Выход из кризиса колхозной системы видели в роспуске колхозов не только крестьяне, но и многие вполне лояльные режиму функционеры. Повсеместно ходили слухи о грядущем роспуске колхозов. Но лишь в редких случаях колхозники не ограничивались разговорами, а переходили к демонстрациям. Работники нескольких колхозов Псковской области отказались подписать традиционное поздравительное письмо Сталину, мотивируя свой отказ тем, что «это письмо имеет скрытый смысл, так как товарищ Сталин просил народ оставить колхозы еще на семь лет, а местные руководители обязались не распускать колхозы и теперь собирают подписи колхозников. Если письмо будет подписано, то колхозы не распустят».
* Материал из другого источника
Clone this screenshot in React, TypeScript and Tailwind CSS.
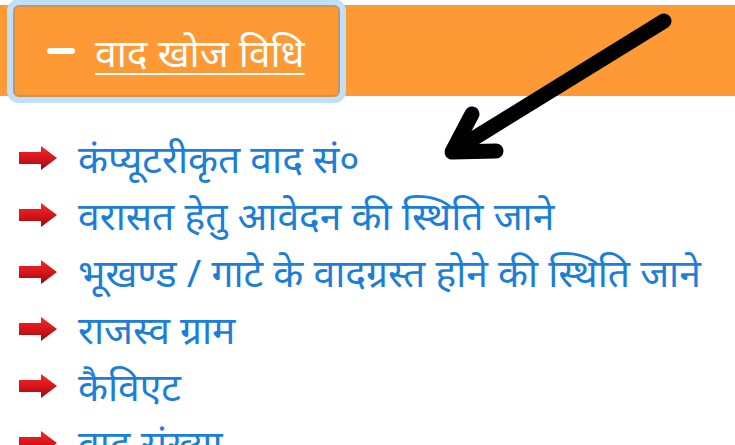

Мысль о том, что «теперь, когда мы победили, и война окончилась, по-видимому, колхозы будут распущены, так как они свою роль сыграли», высказывали и председатели колхозов. Как минимум они рассчитывали на сокращение бюрократического государственного произвола. Типичной можно считать позицию И. П. Иванова, председателя колхоза «Победитель»: «Вот дали бы колхозу самостоятельно вести хозяйство, не вмешивались во внутреннюю их жизнь, не давали бы никаких планов, а обязали бы сдать государству необходимое количество продукции, и мы сдали бы ее. А как сдали бы – это наше дело. Мы стали бы обрабатывать земли меньше, но лучше – и тогда сами были бы с хлебом и город завалили бы продуктами». Некоторые радикальные колхозники и даже бригадиры шли дальше, призывали разрушать колхозы явочным порядком: «Лучше идите на свои огородные усадьбы, сажайте свои огородные культуры, остальные, на вас смотря, тоже бросят работу. А коммунисты ничего с нами сделать не смогут, распустят колхоз».
Судя по отчетам партийных органов, нередко инициаторами роспуска колхозов выступали фронтовики и репатрианты, побывавшие за границей: «…[они] видели там хуторскую систему, индивидуальное хозяйство, но не все оказались достаточно политически грамотными, чтобы разобраться и дать правильную оценку нашей действительности и действительности капиталистической. В результате они иногда ведут среди колхозников разговоры в нежелательном для нас направлении».
Одной из форм протеста был индивидуальный выход из колхоза. Решались на этот шаг, сопряженный с бременем чудовищных налогов на «единоличные хозяйства», немногие. Но число единоличников росло довольно заметно. Например, в Челябинской области число единоличных хозяйств с 1947-го по 1948-й увеличилось с 1078 до 1907 дворов.
Общей была и надежда на прекращение церковных гонений. В годы войны произошло весьма заметное оживление народной религиозности. Многие вновь находили в вере опору в жизни и утешение в горестях. Победа только усилила эти настроения. По сравнению с 1940-м число прихожан, церковных браков и крещений в 1946-м возросло на порядок. Властям пришлось шире раздавать разрешения на создание новых приходов. Уполномоченным Совета по делам русской православной церкви трудно было отказывать, поскольку нередко в роли ходатаев об открытии храмов выступали демобилизованные фронтовики, отличавшиеся, по свидетельству уполномоченных, «чрезмерной требовательностью». Не меньшую настойчивость проявляли женщины, объяснявшие необходимость храма тем, что они «потеряли на фронте своих детей, не знают, где и как они похоронены, и что в связи с этим им негде, кроме как в церкви, облегчить свое горе». В 1939 г. во всей России оставалось лишь около 100 соборных и приходских храмов русской православной церкви. В 1946-м их было уже 10 544, а в 1949-м – 14 477.
В городской образованной среде росло понимание того, что эти надежды несбыточны без общей демократизации политической системы. Особенно сильны были эти настроения в высшей школе, где даже создавались конспиративные студенческие политические кружки. Но о том же говорили, например, 28 декабря 1946 г. (разговор записали техники Министерства госбезопасности) боевые генералы Василий Гордов и Филипп Рыбальченко: «Нам нужно было иметь настоящую демократию». Многие ожидали перемен в избирательной системе советов. И выборы в Верховный Совет СССР, проведенные в феврале 1946 г. по довоенной схеме – участвовали только кандидаты от единственного избирательного «блока коммунистов и беспартийных», – вызвали многочисленные нарекания даже совершенно лояльных власти людей.
Слабость народного протеста в немалой степени объяснялась отсутствием объединяющей идеи. Между чувством неудовлетворенности строем и действием, направленным на изменение этого строя, большая дистанция. Необходима программа таких действий. Этого решающего звена решительно недоставало, что афористично сформулировал Вячеслав Кондратьев: «Мы многое не принимали в системе, но не могли даже представить какой-либо другой».